To enhance the economic linkages between India and Bangladesh, Ficci feels a multi-pronged action agenda is needed for creating a favourable investment climate for Indian companies in Bangladesh and double bilateral trade by 2011 and address the trade imbalance faced by the neighbouring countries.
Ficci has suggested series of measures, including reduction of tariff levels on both sides to increase market access and comprehensive Motor Vehicular Agreement for seamless movement of cargo to the delivery point.
India?s trade with Bangladesh rose from $1,000 million in 2001-02 to $1,855 million in 2006-07. In 2007-08, bilateral trade jumped to $3,175 million, an increase of 71% over the previous year, mainly on the back of a 79.4% increase in India?s exports.
The industry chamber has also suggested an agreement on rail link for cross-border movement of containers and simplification of pre-shipment inspection system and simplification of export licensing and banking procedures for import financing.
Also, there should be reduction in tariff levels on both sides to increase market access and discourage unofficial trade. Much of this would be achieved through SAFTA agreement but the remaining must be addressed through a bilateral FTA between India and Bangladesh that respects rules of origin, it has been pointed out.
The government in Dhaka should also look at single-window clearance for new investment proposals in Bangladesh, exploring the possibility of an industrial zone and set up an industrial park for India in Bangladesh, the industry body said in a statement.
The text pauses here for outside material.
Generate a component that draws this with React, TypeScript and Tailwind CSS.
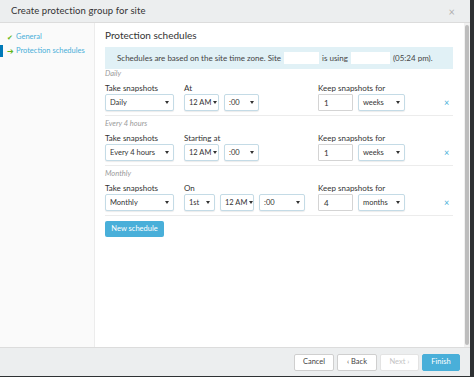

It should also look at the possibility of allowing direct container movement by barges from Kolkata to Narayanganj, containing various consumer durable items, the Ficci said.
A joint study by Bangladesh and India is needed to look into enhancing the potential of Inland Water Trade as an important mode for both transit and bilateral trade between India and Bangladesh.
As part of facilitation measures, in terms of EDI/IT installation, standardisation of documentation, adoption of simplified and transparent customs procedures, etc should be strengthened to cut down cargo clearance time.
The recently signed bilateral investment and protection treaty between India and Bangladesh would further strengthen the framework for trade and investment between them, it said.
Several key sectors for enhancing trade ties between the two countries have been identified, which include textiles, leather, frozen foods and fisheries, jute, agro-based industries, FMCG, engineering, chemicals and petro chemicals, ceramic, pharmaceuticals, steel and infrastructure.